Experimental section

Chemicals and materials

Super dry solvents including acetonitrile and N,N-dimethylformamide were purchased from JK Chemical and used without any pretreatment. 2-Dimethoxy-2-phenylacetophenone (DMPA) (Aladdin), sodium p-styrenesulfonate (Aladdin), and thionyl chloride were also used as-purchased. Super P (MTI Kejing), PVDF (Arkema), and LiFePO4 (MTI Kejing) were dried at 50 °C under high vacuum before use. All liquid reagents such as pentaerythritol tetraacrylate (PET4A, J&K) and pentaerythritol tetrakis (3-mercaptopropionate) (PETMP, Aldrich) were dried using 3 Å molecule sieves and stored in a glove box. Lithium[(4-styrenesulfonyl)(fluorosulfonyl)imide] (LiSFSI) was synthesized according to a procedure reported in our previous work and related studies.53

Preparation process of LFPP-Li anodes

A precursor solution was first prepared with LiSFSI, PET4A, and PETMP using dimethyl carbonate (DMC, J&K Chemical, super dry) and DMPA as the solvent and initiator respectively.

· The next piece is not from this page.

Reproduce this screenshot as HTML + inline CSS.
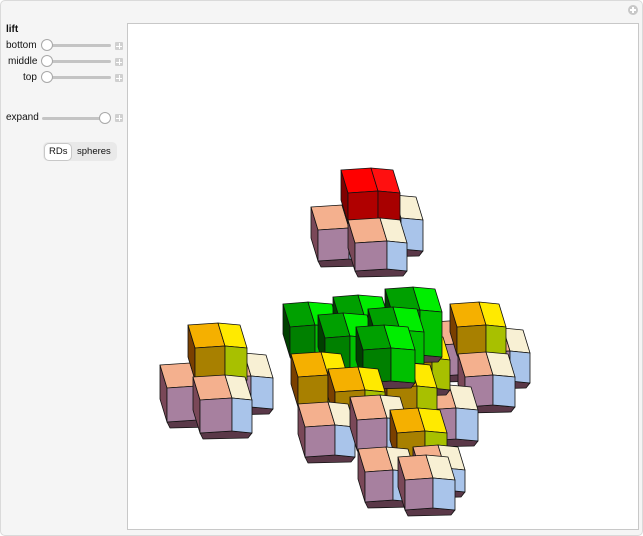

Then 70 μL precursor solution was dropped onto the top surface of a polished lithium metal foil. The polished lithium metal foil was obtained in two steps, namely, removal of the surface oxidation layer of the commercial lithium foil using a blade and rolling out using a glass rod. After thiol–ene click polymerization under 365 nm UV light for 30 min, the LFPP SEI layer took shape on the lithium foil. Although DMC is very easy to volatilize, LFPP-Li was completely dried under high vacuum at room temperature for 30 min to remove the residual solvent.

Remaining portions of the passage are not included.